Magnetic Field Anomaly Probably Not Linked to Pole Reversal: Study

A map of the Earth showing the present-day deviation from expected magnetic field direction. Strong deviations are in yellow-orange, and little deviations are in blue. The star is Saint Helena, which is right in the anomaly. The gray line shows the outline of the seismic area that is warmer than the rest of the mantle. (Dr. Yael Engbers / University of Liverpool)

(CN) — Strange geomagnetic activity has occurred in the South Atlantic for millions of years and researchers say what is known as the South Atlantic Anomaly is a recurring event and unlikely to represent an impending reversal of Earth’s magnetic field.

The results of the study by University of Liverpool researchers extend the persistence of anomalous activity from thousands to millions of years and support the idea that the anomaly is linked to interactions at the interface of the mantle and core.

Liquid iron flowing in the Earth’s core generates a magnetic field that protects the atmosphere from solar wind — charged particles coming from the sun. The magnetic field allows us to navigate using a compass while also protecting our atmosphere from solar wind. The anomalous geomagnetic field increases solar particles in the atmosphere, potentially hindering satellites. Because is not stable, the magnetic field can and has throughout history become reversed.

The South Atlantic Anomaly is an area where Earth’s magnetic field is weakened, reducing protection from harmful space radiation. Signs of this include technical malfunctions aboard satellites and spacecraft.

“This is the first time that the irregular behavior of the geomagnetic field in the South Atlantic region has been shown on such a long timescale,” said lead researcher Yael Engbers, a doctoral student at University of Liverpool, in a statement accompanying the study. “It suggests that the South Atlantic Anomaly is a recurring feature and probably not a sign of an impending reversal.”

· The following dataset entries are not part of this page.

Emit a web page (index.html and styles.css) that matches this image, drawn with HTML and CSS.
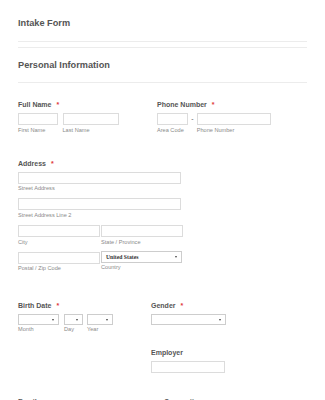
FILE: index.html
```html
<!DOCTYPE html>
<html>
<head>
<meta charset="utf-8">
<link rel="stylesheet" href="styles.css">
</head>
<body>
<div class="form">
  <h1 class="title">Intake Form</h1>
  <hr class="rule rule-a">
  <hr class="rule rule-b">
  <h2 class="section">Personal Information</h2>
  <hr class="rule rule-c">

  <div class="row row-name">
    <div class="field">
      <div class="label">Full Name<span class="req">*</span></div>
      <div class="inline gap-name">
        <div class="sub"><input class="box w-first"><span class="sublabel">First Name</span></div>
        <div class="sub"><input class="box w-last"><span class="sublabel">Last Name</span></div>
      </div>
    </div>
    <div class="field">
      <div class="label">Phone Number<span class="req">*</span></div>
      <div class="inline">
        <div class="sub"><input class="box w-area"><span class="sublabel">Area Code</span></div>
        <span class="dash">-</span>
        <div class="sub"><input class="box w-phone"><span class="sublabel">Phone Number</span></div>
      </div>
    </div>
  </div>

  <div class="address">
    <div class="label">Address<span class="req">*</span></div>
    <div class="addr-grid">
      <div class="sub span2"><input class="box w-street"><span class="sublabel">Street Address</span></div>
      <div class="sub span2"><input class="box w-street"><span class="sublabel">Street Address Line 2</span></div>
      <div class="sub"><input class="box w-half"><span class="sublabel">City</span></div>
      <div class="sub"><input class="box w-half"><span class="sublabel">State / Province</span></div>
      <div class="sub"><input class="box w-half"><span class="sublabel">Postal / Zip Code</span></div>
      <div class="sub country"><div class="select w-country"><span class="sel-text">United States</span></div><span class="sublabel">Country</span></div>
    </div>
  </div>

  <div class="row row-birth">
    <div class="field">
      <div class="label">Birth Date<span class="req">*</span></div>
      <div class="inline">
        <div class="sub"><div class="select w-month"></div><span class="sublabel">Month</span></div>
        <div class="sub"><div class="select w-day"></div><span class="sublabel">Day</span></div>
        <div class="sub"><div class="select w-year"></div><span class="sublabel">Year</span></div>
      </div>
    </div>
    <div class="field">
      <div class="label">Gender<span class="req">*</span></div>
      <div class="select w-gender"></div>
    </div>
  </div>

  <div class="employer">
    <div class="label">Employer</div>
    <input class="box w-employer">
  </div>

  <div class="row row-last">
    <div class="label">Email</div>
    <div class="label">Occupation</div>
  </div>
</div>
</body>
</html>
```

FILE: styles.css
```css
html, body {
  margin: 0;
  padding: 0;
  background: #fff;
}
body {
  font-family: "Liberation Sans", Arial, sans-serif;
  color: #555;
}
.form {
  padding: 0 18px;
  width: 289px;
}
.title {
  margin: 0;
  padding-top: 18px;
  font-size: 9.2px;
  line-height: 11px;
  font-weight: bold;
  color: #555;
}
.rule {
  border: 0;
  border-top: 1px solid #ececec;
  height: 0;
  margin: 0;
}
.rule-a { margin-top: 12px; }
.rule-b { margin-top: 5px; }
.rule-c { margin-top: 11px; }
.section {
  margin: 0;
  padding-top: 11px;
  font-size: 9.2px;
  line-height: 12px;
  font-weight: bold;
  color: #555;
}
.label {
  font-size: 7px;
  line-height: 10px;
  font-weight: bold;
  color: #555;
}
.req {
  color: #e03a3a;
  margin-left: 5px;
}
.row {
  display: grid;
}
.row-name {
  grid-template-columns: 139px 1fr;
  padding-top: 17px;
}
.inline {
  display: flex;
  align-items: flex-start;
  margin-top: 3px;
}
.gap-name { gap: 4.5px; }
.sub {
  display: flex;
  flex-direction: column;
}
.box {
  display: block;
  box-sizing: border-box;
  height: 12px;
  margin: 0;
  padding: 0;
  border: 1px solid #dcdcdc;
  background: #fff;
}
.sublabel {
  font-size: 5.6px;
  line-height: 7px;
  margin-top: 1.5px;
  color: #8a8a8a;
  white-space: nowrap;
}
.dash {
  width: 8.7px;
  text-align: center;
  font-size: 7px;
  line-height: 12px;
  color: #555;
}
.w-first { width: 40px; }
.w-last { width: 56.5px; }
.w-area { width: 31px; }
.w-phone { width: 74px; }

.address {
  margin-top: 25px;
}
.addr-grid {
  margin-top: 3px;
  display: grid;
  grid-template-columns: 82px 82px;
  column-gap: 1px;
  row-gap: 6.3px;
}
.span2 { grid-column: span 2; }
.w-street { width: 163px; }
.w-half { width: 82px; }
.country { margin-top: -1px; }
.country .sublabel { margin-top: 1px; }

.select {
  position: relative;
  box-sizing: border-box;
  height: 11px;
  border: 1px solid #cdcdcd;
  background: #fff;
}
.select::after {
  content: "";
  position: absolute;
  right: 4px;
  top: 3.5px;
  border-left: 1.6px solid transparent;
  border-right: 1.6px solid transparent;
  border-top: 2.6px solid #444;
}
.w-country { width: 81px; height: 12px; }
.w-country::after { top: 4px; }
.sel-text {
  display: block;
  padding-left: 4px;
  font-family: "Liberation Serif", "Times New Roman", serif;
  font-weight: bold;
  font-size: 5.7px;
  line-height: 10px;
  color: #333;
}
.row-birth {
  grid-template-columns: 133px 1fr;
  margin-top: 28.7px;
}
.row-birth .inline .sub + .sub { margin-left: 5px; }
.row-birth .inline .sub:last-child { margin-left: 4px; }
.row-birth .sublabel { margin-top: 0.5px; }
.row-birth .field > .select { margin-top: 3px; }
.w-month { width: 41px; }
.w-day { width: 19px; }
.w-year { width: 26px; }
.w-gender { width: 75px; }

.employer {
  margin-top: 15.8px;
  margin-left: 133px;
}
.employer .box { margin-top: 3px; }
.w-employer { width: 74px; }

.row-last {
  grid-template-columns: 146px 1fr;
  margin-top: 23.5px;
}
```
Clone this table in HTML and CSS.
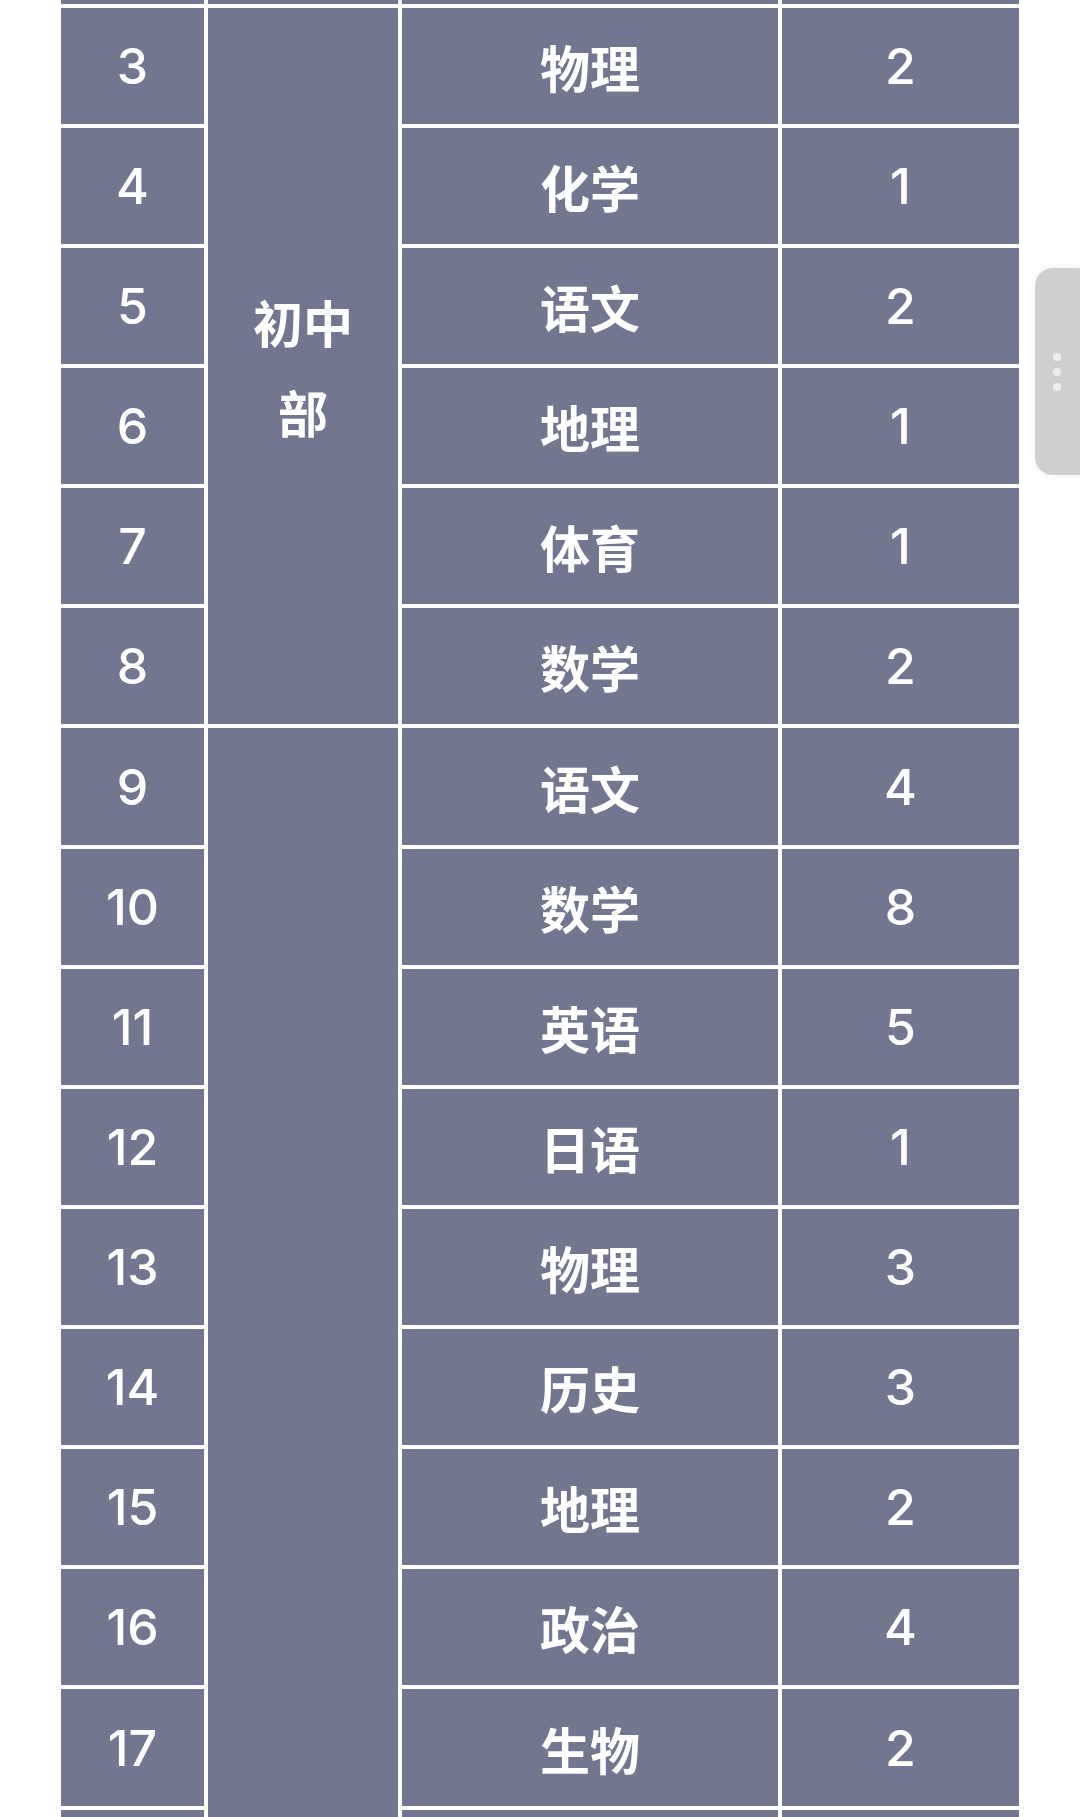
FILE: index.html
```html
<!DOCTYPE html>
<html lang="zh-CN">
<head>
<meta charset="utf-8">
<title>课程表</title>
<link rel="stylesheet" href="styles.css">
</head>
<body>
<div class="page">
  <div class="table">
    <div class="cell num"></div>
    <div class="cell grp"></div>
    <div class="cell sub"></div>
    <div class="cell cnt"></div>

    <div class="cell num">3</div>
    <div class="cell grp span6"><span class="grp-text">初中部</span></div>
    <div class="cell sub">物理</div>
    <div class="cell cnt">2</div>

    <div class="cell num">4</div>
    <div class="cell sub">化学</div>
    <div class="cell cnt">1</div>

    <div class="cell num">5</div>
    <div class="cell sub">语文</div>
    <div class="cell cnt">2</div>

    <div class="cell num">6</div>
    <div class="cell sub">地理</div>
    <div class="cell cnt">1</div>

    <div class="cell num">7</div>
    <div class="cell sub">体育</div>
    <div class="cell cnt">1</div>

    <div class="cell num">8</div>
    <div class="cell sub">数学</div>
    <div class="cell cnt">2</div>

    <div class="cell num">9</div>
    <div class="cell grp span10"></div>
    <div class="cell sub">语文</div>
    <div class="cell cnt">4</div>

    <div class="cell num">10</div>
    <div class="cell sub">数学</div>
    <div class="cell cnt">8</div>

    <div class="cell num">11</div>
    <div class="cell sub">英语</div>
    <div class="cell cnt">5</div>

    <div class="cell num">12</div>
    <div class="cell sub">日语</div>
    <div class="cell cnt">1</div>

    <div class="cell num">13</div>
    <div class="cell sub">物理</div>
    <div class="cell cnt">3</div>

    <div class="cell num">14</div>
    <div class="cell sub">历史</div>
    <div class="cell cnt">3</div>

    <div class="cell num">15</div>
    <div class="cell sub">地理</div>
    <div class="cell cnt">2</div>

    <div class="cell num">16</div>
    <div class="cell sub">政治</div>
    <div class="cell cnt">4</div>

    <div class="cell num">17</div>
    <div class="cell sub">生物</div>
    <div class="cell cnt">2</div>

    <div class="cell num"></div>
    <div class="cell sub"></div>
    <div class="cell cnt"></div>
  </div>
</div>
<div class="side-handle">
  <span class="dot"></span>
  <span class="dot"></span>
  <span class="dot"></span>
</div>
</body>
</html>
```

FILE: styles.css
```css
html, body {
  margin: 0;
  padding: 0;
  background: #ffffff;
  overflow: hidden;
  height: 1817px;
}

.page {
  padding-left: 61px;
}

.table {
  display: grid;
  grid-template-columns: 143px 190px 376px 237px;
  grid-auto-rows: 116.13px;
  column-gap: 4px;
  row-gap: 4px;
  margin-top: -112.4px;
  width: 962px;
}

.cell {
  background: #72778f;
  color: #ffffff;
  display: flex;
  align-items: center;
  justify-content: center;
  box-sizing: border-box;
}

.num, .cnt {
  font-family: "Inter", "Liberation Sans", sans-serif;
  font-weight: 500;
  font-size: 50px;
}

.sub {
  font-family: "Noto Sans CJK SC", sans-serif;
  font-weight: 700;
  font-size: 50px;
}

.grp {
  font-family: "Noto Sans CJK SC", sans-serif;
  font-weight: 700;
  font-size: 50px;
  line-height: 90px;
  padding: 0 30px;
  text-align: center;
}

.span6 {
  grid-row: span 6;
}

.span10 {
  grid-row: span 10;
}

.side-handle {
  position: fixed;
  left: 1035px;
  top: 268px;
  width: 60px;
  height: 207px;
  border-radius: 18px;
  background: #cfcfcf;
  box-shadow: 0 0 8px rgba(0, 0, 0, 0.06);
  display: flex;
  flex-direction: column;
  justify-content: center;
  align-items: flex-start;
  gap: 7px;
  padding-left: 18px;
  box-sizing: border-box;
}

.dot {
  width: 8px;
  height: 8px;
  border-radius: 50%;
  background: #ececec;
}
```
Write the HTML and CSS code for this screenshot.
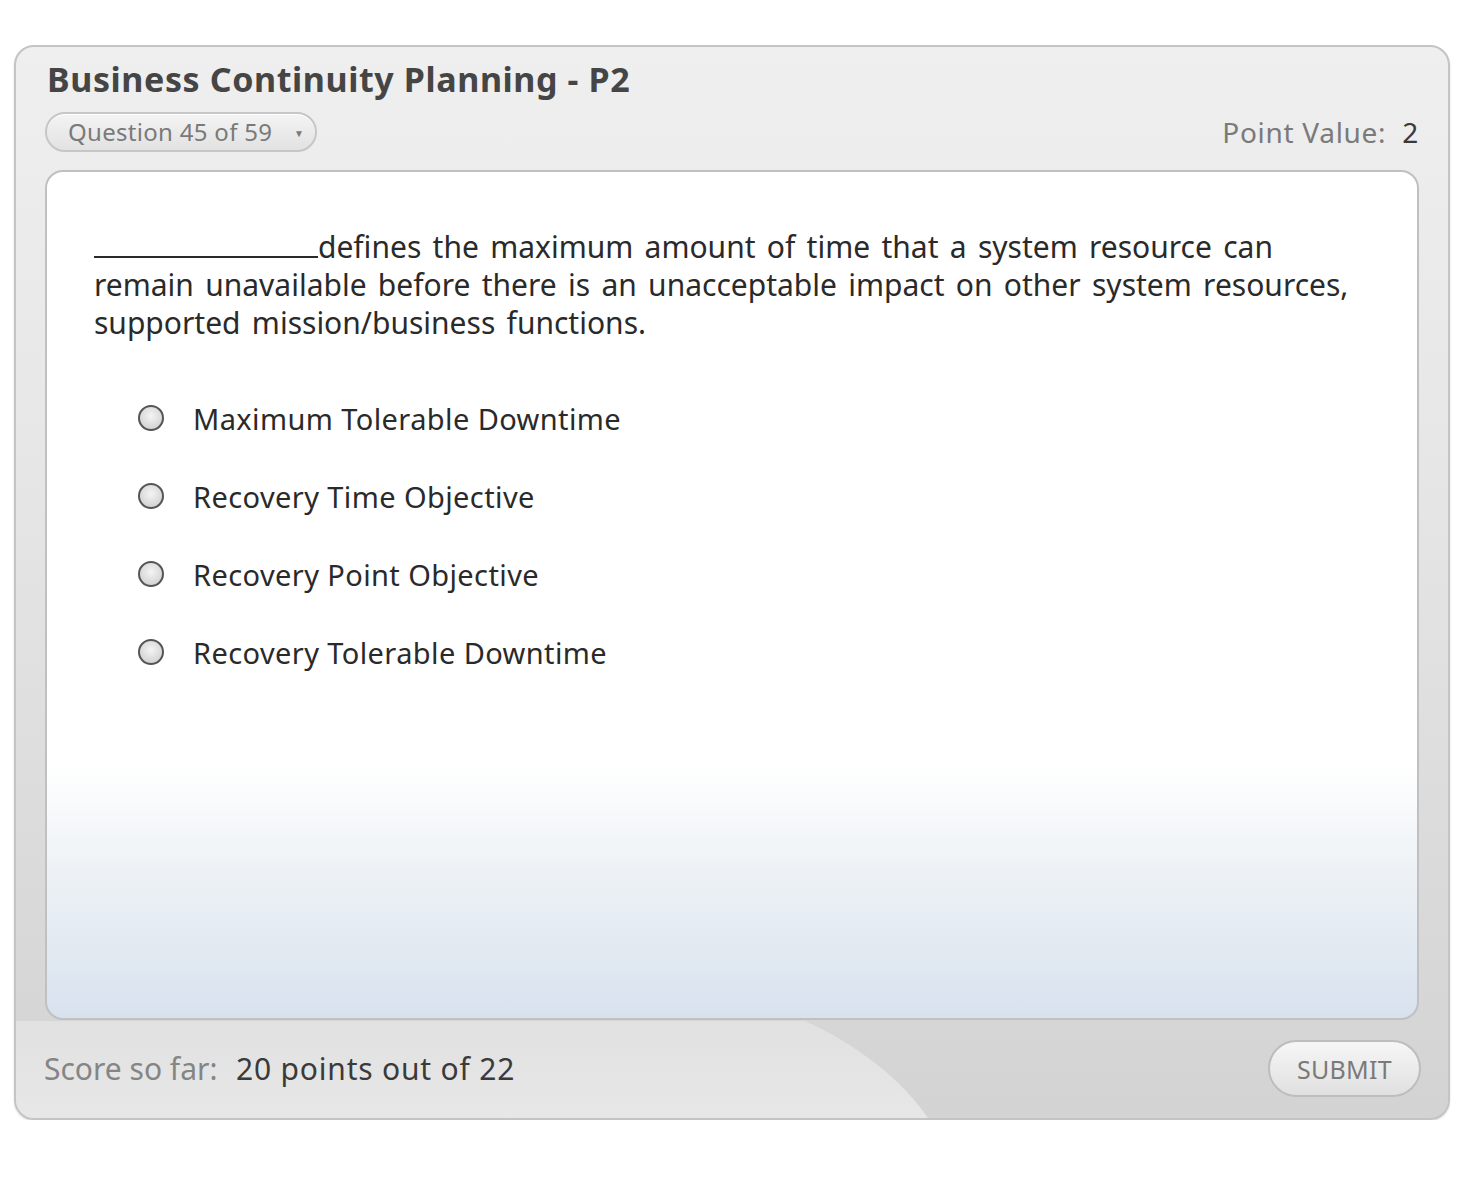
FILE: index.html
```html
<!DOCTYPE html>
<html>
<head>
<meta charset="utf-8">
<link rel="stylesheet" href="styles.css">
</head>
<body>
<div class="card">
  <svg class="swoosh" viewBox="0 0 1436 98" preserveAspectRatio="none" aria-hidden="true">
    <defs>
      <linearGradient id="lg" x1="0" y1="0" x2="0" y2="1">
        <stop offset="0" stop-color="#e1e1e1"/>
        <stop offset="1" stop-color="#e7e7e7"/>
      </linearGradient>
    </defs>
    <path d="M0 0 L789 0 C842 24 886 60 912 98 L0 98 Z" fill="url(#lg)"/>
  </svg>
  <h1 class="title">Business Continuity Planning - P2</h1>
  <div class="meta">
    <div class="qpill">Question 45 of 59 <span class="caret">&#9660;</span></div>
    <div class="points">Point Value:&nbsp; <span class="pv">2</span></div>
  </div>
  <div class="panel">
    <p class="question"><span class="blank"></span>defines the maximum amount of time that a system resource can remain unavailable before there is an unacceptable impact on other system resources, supported mission/business functions.</p>
    <ul class="options">
      <li class="option"><span class="radio"></span><span class="label">Maximum Tolerable Downtime</span></li>
      <li class="option"><span class="radio"></span><span class="label">Recovery Time Objective</span></li>
      <li class="option"><span class="radio"></span><span class="label">Recovery Point Objective</span></li>
      <li class="option"><span class="radio"></span><span class="label">Recovery Tolerable Downtime</span></li>
    </ul>
  </div>
  <div class="footer">
    <div class="score"><span class="slabel">Score so far:</span>&nbsp; <span class="sval">20 points out of 22</span></div>
    <button class="submit">SUBMIT</button>
  </div>
</div>
</body>
</html>
```

FILE: styles.css
```css
html, body {
  margin: 0;
  padding: 0;
  background: #ffffff;
}
body {
  font-family: "Noto Sans", "Open Sans", sans-serif;
  padding: 45px 14px 0 14px;
  width: 1436px;
}
.card {
  position: relative;
  box-sizing: border-box;
  width: 1436px;
  height: 1075px;
  border: 2px solid #c4c4c4;
  border-radius: 20px;
  background: linear-gradient(#efefef 0%, #e6e6e6 40%, #d9d9d9 80%, #d3d3d3 100%);
  padding: 0 29px 0 29px;
  overflow: hidden;
  box-shadow: 0 1px 2px rgba(0,0,0,0.15);
}
.swoosh {
  position: absolute;
  left: 0;
  bottom: 0;
  width: 1436px;
  height: 97px;
}
.title {
  position: relative;
  margin: 10px 0 0 2px;
  font-size: 34px;
  font-weight: bold;
  color: #454545;
  line-height: 44px;
  letter-spacing: 0.6px;
}
.meta {
  position: relative;
  display: flex;
  justify-content: space-between;
  align-items: center;
  margin-top: 10px;
  height: 42px;
}
.qpill {
  box-sizing: border-box;
  height: 40px;
  width: 272px;
  border: 2px solid #c6c6c6;
  border-radius: 20px;
  background: linear-gradient(#f4f4f4, #e2e2e2);
  color: #7a7a7a;
  font-size: 24px;
  line-height: 36px;
  padding-left: 21px;
  letter-spacing: 0.3px;
  box-shadow: inset 0 1px 0 #fff;
}
.caret {
  font-size: 10px;
  vertical-align: 4px;
  margin-left: 15px;
}
.points {
  font-size: 28px;
  color: #7a7a7a;
  letter-spacing: 0.7px;
}
.pv { color: #3a3a3a; }
.panel {
  position: relative;
  box-sizing: border-box;
  margin-top: 17px;
  height: 850px;
  border: 2px solid #c0c0c0;
  border-radius: 18px;
  background: linear-gradient(#ffffff 0%, #ffffff 70%, #eef2f6 82%, #d8e2ee 100%);
  padding: 56px 56px 0 47px;
}
.question {
  margin: 0;
  font-size: 30px;
  line-height: 38px;
  color: #2a2a2a;
  word-spacing: 3.5px;
}
.blank {
  display: inline-block;
  width: 224px;
  border-bottom: 2px solid #2a2a2a;
  height: 28px;
  vertical-align: baseline;
}
.options {
  list-style: none;
  margin: 37px 0 0 0;
  padding: 0 0 0 44px;
}
.option {
  display: flex;
  align-items: center;
  height: 78px;
}
.radio {
  box-sizing: border-box;
  width: 26px;
  height: 26px;
  border-radius: 50%;
  border: 2px solid #555;
  background: radial-gradient(circle at 50% 40%, #f4f4f4 0%, #d6d6d6 70%, #c8c8c8 100%);
  margin-right: 29px;
  flex: none;
}
.label {
  font-size: 29px;
  color: #2a2a2a;
  letter-spacing: 0.4px;
}
.footer {
  position: relative;
  display: flex;
  justify-content: space-between;
  align-items: center;
  margin-top: 20px;
}
.score {
  font-size: 30px;
  margin-left: -1px;
}
.slabel { color: #858585; }
.sval { color: #3a3a3a; letter-spacing: 0.8px; margin-left: 3px; }
.submit {
  box-sizing: border-box;
  width: 153px;
  height: 57px;
  border: 2px solid #bdbdbd;
  border-radius: 29px;
  background: linear-gradient(#f6f6f6, #e0e0e0);
  color: #7a7a7a;
  font-family: inherit;
  font-size: 25px;
  letter-spacing: 0.3px;
  margin-right: -2px;
}
```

Paleomagnetic researchers analyzed Earth’s magnetic record preserved in igneous rocks from the island of Saint Helena, in the heart of the anomaly. The geomagnetic records from 34 different volcanic eruptions that took place between 8 and 11 million years ago revealed that the direction of the magnetic field for St. Helena often pointed far from the North Pole, as it does today, according to a study published in the Proceedings of the National Academy of Sciences.

Engbers and colleagues analyzed volcanic rocks from Saint Helena, which was formed by two shield volcanoes, to determine whether the anomaly existed at the time of the eruptions. Because the basalt would reflect the orientation of the magnetic field at the time the lava cooled, the authors analyzed 225 core samples from 46 basalt flows on the island to determine the original magnetization direction of the samples. The results revealed variation in magnetic field directions that was higher than expected at the latitude.

Scientists debate the South Atlantic Anomaly, raising questions about where it comes from and whether it represents the start of a planet-wide weakening of the magnetic field and a possible upcoming pole reversal.

“Our study provides the first long-term analysis of the magnetic field in this region dating back millions of years,” Engbers said. “It reveals that the anomaly in the magnetic field in the South Atlantic is not a one-off, similar anomalies existed 8 to 11 million years ago.

“It also supports earlier studies that hint towards a link between the South Atlantic Anomaly and anomalous seismic features in the lowermost mantle and the outer core. This brings us closer to linking behavior of the geomagnetic field directly to features of the Earth’s interior”

The research was undertaken by the University of Liverpool’s DEEP (Determining Earth Evolution from Palaeomagnetism) research group and the Geomagnetism Laboratory.